> WRITTEN INSTRUCTION:
Repeat exactly the lines from the one containing "Output the component" through the one containing "const inTable = (r: number, c: number)", both lines included, please, without any other lines.

Pages as source code
┌──
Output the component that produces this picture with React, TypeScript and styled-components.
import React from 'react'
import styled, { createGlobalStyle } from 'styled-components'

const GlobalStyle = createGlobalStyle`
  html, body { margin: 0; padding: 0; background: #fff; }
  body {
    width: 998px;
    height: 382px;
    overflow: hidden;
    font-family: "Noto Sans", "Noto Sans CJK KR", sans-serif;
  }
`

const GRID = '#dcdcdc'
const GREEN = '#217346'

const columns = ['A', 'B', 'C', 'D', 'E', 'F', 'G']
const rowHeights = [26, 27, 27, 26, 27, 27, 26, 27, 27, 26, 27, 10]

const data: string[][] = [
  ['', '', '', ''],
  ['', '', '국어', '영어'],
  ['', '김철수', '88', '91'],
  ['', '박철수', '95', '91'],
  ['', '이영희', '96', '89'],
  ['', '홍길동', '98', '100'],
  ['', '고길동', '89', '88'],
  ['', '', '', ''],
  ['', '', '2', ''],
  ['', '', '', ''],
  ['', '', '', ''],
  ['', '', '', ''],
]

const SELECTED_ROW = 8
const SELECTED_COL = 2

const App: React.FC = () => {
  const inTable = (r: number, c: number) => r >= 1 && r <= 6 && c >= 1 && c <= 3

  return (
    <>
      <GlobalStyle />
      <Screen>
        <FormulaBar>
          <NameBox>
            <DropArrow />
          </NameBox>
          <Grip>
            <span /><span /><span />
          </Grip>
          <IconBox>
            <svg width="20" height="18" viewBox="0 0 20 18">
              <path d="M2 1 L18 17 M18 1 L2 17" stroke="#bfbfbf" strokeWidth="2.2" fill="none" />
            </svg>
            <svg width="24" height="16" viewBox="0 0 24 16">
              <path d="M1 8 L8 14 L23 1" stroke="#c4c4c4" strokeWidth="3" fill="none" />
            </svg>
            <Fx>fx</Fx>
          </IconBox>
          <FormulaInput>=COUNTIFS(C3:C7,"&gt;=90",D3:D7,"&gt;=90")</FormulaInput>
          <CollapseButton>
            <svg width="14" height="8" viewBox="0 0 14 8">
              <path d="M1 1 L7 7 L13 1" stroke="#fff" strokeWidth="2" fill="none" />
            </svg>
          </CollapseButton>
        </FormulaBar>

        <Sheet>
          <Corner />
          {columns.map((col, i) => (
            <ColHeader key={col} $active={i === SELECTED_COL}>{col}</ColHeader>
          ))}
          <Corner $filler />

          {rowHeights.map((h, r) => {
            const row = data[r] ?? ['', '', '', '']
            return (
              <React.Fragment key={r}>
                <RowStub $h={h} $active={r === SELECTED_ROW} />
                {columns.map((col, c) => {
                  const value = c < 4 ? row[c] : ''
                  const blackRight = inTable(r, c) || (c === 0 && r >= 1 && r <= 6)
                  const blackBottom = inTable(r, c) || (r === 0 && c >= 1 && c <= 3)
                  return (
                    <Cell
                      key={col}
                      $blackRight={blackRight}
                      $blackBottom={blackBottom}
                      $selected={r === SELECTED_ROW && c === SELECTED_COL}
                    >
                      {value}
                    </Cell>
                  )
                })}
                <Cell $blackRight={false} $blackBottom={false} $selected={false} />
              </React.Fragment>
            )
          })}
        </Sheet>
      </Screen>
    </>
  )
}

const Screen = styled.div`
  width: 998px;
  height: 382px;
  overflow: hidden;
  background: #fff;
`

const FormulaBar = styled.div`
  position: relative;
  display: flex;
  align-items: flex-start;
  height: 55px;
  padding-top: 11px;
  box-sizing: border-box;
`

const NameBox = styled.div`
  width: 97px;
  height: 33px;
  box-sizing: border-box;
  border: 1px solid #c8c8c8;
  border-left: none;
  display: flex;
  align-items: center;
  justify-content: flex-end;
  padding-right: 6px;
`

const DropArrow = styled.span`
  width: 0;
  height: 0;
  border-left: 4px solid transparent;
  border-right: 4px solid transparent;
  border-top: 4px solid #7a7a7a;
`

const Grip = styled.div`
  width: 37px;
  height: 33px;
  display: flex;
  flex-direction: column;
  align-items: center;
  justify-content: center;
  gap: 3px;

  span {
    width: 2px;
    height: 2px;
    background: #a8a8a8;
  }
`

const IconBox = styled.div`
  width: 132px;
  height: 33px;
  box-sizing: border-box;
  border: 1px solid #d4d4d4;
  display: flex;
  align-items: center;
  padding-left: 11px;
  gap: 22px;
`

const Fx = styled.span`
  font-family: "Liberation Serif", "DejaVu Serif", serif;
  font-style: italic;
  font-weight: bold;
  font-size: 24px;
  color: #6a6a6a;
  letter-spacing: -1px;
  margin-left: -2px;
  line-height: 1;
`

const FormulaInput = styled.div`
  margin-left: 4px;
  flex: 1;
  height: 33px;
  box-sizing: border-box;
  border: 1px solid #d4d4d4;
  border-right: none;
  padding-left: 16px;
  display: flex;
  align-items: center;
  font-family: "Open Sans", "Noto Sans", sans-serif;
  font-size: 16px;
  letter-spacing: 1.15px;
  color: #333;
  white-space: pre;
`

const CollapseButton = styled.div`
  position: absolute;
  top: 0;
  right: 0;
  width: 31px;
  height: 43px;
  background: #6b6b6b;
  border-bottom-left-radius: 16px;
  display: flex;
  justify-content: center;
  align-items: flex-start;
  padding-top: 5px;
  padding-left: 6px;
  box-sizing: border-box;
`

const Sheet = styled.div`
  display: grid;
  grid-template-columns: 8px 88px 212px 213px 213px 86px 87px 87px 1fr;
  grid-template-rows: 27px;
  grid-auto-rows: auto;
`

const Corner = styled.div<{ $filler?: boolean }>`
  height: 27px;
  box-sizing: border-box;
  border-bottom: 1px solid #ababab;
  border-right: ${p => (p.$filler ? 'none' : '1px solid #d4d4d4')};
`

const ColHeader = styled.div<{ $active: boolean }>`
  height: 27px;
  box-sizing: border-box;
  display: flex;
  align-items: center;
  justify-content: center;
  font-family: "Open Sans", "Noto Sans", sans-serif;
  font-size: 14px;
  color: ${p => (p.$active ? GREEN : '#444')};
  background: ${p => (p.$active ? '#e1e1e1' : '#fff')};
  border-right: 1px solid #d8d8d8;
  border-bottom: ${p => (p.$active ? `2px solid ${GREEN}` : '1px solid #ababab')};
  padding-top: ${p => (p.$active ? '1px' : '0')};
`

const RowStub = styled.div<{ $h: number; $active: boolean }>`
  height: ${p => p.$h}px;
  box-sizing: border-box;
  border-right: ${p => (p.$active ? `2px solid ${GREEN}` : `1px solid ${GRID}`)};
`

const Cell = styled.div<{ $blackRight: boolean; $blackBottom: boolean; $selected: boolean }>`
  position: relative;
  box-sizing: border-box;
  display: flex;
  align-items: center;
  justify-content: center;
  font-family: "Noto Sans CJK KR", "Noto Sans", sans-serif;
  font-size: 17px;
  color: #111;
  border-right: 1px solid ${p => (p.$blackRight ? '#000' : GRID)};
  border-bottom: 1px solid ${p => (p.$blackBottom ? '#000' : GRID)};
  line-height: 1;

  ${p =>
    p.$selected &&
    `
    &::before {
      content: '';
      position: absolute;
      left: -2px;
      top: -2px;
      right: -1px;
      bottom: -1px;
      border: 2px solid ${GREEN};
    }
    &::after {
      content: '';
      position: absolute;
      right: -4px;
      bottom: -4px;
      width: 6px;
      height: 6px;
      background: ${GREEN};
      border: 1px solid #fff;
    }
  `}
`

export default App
└──
┌──
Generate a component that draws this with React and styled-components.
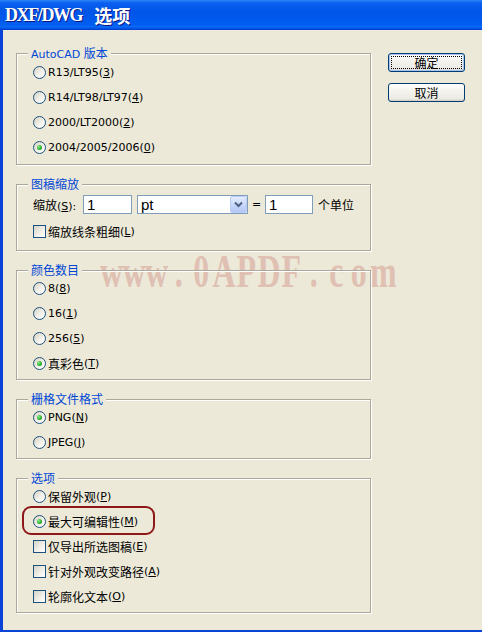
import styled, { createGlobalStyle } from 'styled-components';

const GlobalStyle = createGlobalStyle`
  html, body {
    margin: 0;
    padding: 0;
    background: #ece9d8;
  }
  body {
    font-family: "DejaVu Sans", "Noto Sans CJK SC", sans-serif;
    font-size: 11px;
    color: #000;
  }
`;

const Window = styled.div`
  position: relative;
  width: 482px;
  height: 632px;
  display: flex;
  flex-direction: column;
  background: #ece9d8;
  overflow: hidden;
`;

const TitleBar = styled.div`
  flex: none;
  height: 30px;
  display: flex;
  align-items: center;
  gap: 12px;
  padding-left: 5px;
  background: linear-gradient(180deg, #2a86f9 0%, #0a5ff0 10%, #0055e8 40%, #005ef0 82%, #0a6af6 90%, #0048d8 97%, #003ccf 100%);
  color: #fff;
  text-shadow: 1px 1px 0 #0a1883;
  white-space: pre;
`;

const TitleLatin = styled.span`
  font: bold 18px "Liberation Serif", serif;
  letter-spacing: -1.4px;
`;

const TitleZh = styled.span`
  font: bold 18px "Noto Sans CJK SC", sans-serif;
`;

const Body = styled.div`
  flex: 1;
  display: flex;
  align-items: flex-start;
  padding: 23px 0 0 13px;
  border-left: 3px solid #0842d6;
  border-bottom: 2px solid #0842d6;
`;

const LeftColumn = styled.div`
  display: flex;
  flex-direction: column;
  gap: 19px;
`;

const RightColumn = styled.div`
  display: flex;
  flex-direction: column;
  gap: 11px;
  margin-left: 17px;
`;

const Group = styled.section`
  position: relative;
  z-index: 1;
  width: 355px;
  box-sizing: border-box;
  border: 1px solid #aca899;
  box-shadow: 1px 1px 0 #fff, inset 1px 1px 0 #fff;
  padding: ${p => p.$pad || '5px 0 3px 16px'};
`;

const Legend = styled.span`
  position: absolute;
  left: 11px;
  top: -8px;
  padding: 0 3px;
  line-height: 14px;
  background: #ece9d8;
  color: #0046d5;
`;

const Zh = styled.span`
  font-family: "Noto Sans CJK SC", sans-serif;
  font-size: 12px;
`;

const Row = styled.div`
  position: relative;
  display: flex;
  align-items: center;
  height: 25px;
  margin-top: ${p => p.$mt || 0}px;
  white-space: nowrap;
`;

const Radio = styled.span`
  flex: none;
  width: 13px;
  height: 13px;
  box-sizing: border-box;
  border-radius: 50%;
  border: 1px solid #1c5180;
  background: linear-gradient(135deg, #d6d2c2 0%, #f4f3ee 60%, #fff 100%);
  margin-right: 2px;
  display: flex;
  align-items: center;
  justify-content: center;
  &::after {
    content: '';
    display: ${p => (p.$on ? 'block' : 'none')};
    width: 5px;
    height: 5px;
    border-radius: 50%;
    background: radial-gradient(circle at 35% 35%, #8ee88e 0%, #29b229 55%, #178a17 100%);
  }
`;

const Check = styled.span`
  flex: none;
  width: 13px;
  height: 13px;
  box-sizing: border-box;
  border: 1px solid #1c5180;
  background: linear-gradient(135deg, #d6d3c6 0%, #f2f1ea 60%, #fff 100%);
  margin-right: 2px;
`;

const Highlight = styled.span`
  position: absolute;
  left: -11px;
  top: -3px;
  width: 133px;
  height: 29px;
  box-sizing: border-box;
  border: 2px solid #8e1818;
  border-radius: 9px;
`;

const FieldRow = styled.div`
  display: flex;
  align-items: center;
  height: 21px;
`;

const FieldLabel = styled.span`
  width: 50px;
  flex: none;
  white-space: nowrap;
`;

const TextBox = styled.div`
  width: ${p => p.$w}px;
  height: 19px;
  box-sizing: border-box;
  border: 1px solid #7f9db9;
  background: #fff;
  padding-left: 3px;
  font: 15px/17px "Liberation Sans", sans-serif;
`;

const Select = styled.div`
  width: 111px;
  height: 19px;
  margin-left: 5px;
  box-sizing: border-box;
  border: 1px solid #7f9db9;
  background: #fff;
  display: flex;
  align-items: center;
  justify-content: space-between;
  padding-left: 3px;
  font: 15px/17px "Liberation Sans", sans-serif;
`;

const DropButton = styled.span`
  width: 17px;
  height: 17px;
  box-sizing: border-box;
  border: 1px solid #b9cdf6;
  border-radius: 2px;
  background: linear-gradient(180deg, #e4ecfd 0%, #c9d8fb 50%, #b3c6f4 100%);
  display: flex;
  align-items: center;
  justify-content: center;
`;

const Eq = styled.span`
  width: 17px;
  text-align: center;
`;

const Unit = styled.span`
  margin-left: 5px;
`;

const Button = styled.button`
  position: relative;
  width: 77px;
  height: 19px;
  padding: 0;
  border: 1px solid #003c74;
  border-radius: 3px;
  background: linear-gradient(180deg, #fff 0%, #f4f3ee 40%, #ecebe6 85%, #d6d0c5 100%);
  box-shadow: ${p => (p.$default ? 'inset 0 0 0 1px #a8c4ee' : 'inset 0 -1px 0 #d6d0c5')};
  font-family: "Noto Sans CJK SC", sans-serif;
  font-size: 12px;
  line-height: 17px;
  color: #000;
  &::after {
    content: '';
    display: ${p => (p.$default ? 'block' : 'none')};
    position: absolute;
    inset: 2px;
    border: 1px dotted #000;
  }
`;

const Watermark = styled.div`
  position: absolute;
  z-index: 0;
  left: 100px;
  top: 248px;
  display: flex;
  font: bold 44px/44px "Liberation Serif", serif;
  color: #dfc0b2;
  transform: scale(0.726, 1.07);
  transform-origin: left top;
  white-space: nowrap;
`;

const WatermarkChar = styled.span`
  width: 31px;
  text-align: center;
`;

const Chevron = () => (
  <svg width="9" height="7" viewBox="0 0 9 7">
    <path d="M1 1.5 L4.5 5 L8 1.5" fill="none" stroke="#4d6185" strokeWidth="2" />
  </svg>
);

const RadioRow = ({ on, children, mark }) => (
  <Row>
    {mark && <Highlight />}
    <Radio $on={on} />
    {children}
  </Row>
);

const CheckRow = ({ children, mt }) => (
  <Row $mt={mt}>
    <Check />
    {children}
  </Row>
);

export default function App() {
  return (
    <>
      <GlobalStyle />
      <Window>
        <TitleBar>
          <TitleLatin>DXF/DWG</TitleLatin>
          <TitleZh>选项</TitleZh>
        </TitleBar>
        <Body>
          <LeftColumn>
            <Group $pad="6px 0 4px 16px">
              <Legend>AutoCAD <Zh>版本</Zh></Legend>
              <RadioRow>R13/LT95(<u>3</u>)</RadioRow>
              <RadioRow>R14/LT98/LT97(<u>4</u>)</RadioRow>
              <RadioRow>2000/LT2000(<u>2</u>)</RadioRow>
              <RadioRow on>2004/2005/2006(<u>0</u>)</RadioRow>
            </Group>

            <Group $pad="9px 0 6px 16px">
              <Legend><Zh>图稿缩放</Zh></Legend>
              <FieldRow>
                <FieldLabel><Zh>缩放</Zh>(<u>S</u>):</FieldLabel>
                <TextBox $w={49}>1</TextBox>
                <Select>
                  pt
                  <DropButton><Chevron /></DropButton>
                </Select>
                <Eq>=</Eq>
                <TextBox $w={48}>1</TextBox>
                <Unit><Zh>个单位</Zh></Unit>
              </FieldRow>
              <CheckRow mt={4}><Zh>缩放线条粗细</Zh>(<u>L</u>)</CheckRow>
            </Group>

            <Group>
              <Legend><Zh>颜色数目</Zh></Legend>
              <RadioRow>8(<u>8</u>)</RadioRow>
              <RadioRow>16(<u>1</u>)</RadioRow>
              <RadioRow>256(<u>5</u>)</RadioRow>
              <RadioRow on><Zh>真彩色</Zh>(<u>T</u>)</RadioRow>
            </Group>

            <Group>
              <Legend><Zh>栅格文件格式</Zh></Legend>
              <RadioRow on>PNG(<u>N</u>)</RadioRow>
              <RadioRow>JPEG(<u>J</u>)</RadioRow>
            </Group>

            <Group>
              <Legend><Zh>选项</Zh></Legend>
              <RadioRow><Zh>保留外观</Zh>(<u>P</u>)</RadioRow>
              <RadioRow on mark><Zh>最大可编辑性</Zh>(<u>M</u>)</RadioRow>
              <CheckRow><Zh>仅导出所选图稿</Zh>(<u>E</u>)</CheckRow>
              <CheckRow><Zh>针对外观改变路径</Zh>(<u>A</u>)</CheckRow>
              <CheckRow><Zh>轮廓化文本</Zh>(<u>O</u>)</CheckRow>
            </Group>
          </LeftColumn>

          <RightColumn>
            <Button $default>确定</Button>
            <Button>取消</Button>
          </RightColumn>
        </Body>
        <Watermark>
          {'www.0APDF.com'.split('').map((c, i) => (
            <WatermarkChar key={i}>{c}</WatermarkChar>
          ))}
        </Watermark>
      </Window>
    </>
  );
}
└──
┌──
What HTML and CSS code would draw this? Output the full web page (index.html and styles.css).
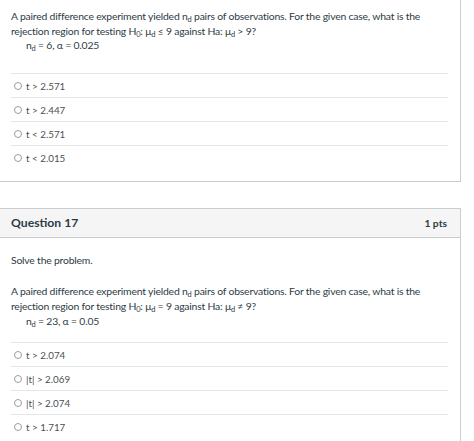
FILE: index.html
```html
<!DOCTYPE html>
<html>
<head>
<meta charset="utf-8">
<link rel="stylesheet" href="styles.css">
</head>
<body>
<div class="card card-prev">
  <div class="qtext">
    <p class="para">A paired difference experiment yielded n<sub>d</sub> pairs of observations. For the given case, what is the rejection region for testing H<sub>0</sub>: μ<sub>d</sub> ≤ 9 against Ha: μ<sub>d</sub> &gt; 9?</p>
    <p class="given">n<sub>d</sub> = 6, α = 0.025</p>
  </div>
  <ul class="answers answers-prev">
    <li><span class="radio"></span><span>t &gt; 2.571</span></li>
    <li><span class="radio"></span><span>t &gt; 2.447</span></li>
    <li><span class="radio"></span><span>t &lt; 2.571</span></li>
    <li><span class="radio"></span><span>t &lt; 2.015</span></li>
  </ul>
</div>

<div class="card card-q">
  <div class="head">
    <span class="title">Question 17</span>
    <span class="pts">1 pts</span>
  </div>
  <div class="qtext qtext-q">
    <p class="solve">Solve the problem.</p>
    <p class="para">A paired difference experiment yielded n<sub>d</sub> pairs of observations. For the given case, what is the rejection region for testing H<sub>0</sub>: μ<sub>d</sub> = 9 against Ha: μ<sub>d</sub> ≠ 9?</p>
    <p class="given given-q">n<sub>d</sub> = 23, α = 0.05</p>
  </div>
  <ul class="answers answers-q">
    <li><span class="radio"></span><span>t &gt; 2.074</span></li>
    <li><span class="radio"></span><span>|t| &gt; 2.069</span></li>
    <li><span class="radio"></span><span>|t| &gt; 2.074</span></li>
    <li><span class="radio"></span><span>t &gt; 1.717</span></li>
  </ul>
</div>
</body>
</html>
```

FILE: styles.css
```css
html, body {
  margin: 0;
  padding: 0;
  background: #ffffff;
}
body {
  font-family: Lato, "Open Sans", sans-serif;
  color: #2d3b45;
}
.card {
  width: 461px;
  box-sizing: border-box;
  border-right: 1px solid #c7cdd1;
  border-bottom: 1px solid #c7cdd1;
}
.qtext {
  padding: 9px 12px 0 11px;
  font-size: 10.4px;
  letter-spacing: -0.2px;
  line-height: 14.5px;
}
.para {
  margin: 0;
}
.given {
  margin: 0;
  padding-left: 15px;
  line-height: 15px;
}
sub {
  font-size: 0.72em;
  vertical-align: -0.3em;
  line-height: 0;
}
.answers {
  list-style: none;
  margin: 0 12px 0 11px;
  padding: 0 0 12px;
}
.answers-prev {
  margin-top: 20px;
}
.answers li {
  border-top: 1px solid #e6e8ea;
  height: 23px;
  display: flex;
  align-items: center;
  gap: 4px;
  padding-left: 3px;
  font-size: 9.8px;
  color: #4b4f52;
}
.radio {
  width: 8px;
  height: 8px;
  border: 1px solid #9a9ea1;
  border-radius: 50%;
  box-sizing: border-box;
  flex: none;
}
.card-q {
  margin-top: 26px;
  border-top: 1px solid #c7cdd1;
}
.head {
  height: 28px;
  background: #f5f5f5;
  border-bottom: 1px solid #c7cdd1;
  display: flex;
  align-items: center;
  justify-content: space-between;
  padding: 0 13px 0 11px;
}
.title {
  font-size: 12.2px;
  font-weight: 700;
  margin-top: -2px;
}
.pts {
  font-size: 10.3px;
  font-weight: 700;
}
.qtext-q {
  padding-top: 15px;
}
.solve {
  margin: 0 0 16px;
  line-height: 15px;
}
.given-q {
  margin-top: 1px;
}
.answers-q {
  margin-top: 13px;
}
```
└──
> SOLUTION BELOW:
Output the component that produces this picture with React, TypeScript and styled-components.
import React from 'react'
import styled, { createGlobalStyle } from 'styled-components'

const GlobalStyle = createGlobalStyle`
  html, body { margin: 0; padding: 0; background: #fff; }
  body {
    width: 998px;
    height: 382px;
    overflow: hidden;
    font-family: "Noto Sans", "Noto Sans CJK KR", sans-serif;
  }
`

const GRID = '#dcdcdc'
const GREEN = '#217346'

const columns = ['A', 'B', 'C', 'D', 'E', 'F', 'G']
const rowHeights = [26, 27, 27, 26, 27, 27, 26, 27, 27, 26, 27, 10]

const data: string[][] = [
  ['', '', '', ''],
  ['', '', '국어', '영어'],
  ['', '김철수', '88', '91'],
  ['', '박철수', '95', '91'],
  ['', '이영희', '96', '89'],
  ['', '홍길동', '98', '100'],
  ['', '고길동', '89', '88'],
  ['', '', '', ''],
  ['', '', '2', ''],
  ['', '', '', ''],
  ['', '', '', ''],
  ['', '', '', ''],
]

const SELECTED_ROW = 8
const SELECTED_COL = 2

const App: React.FC = () => {
  const inTable = (r: number, c: number) => r >= 1 && r <= 6 && c >= 1 && c <= 3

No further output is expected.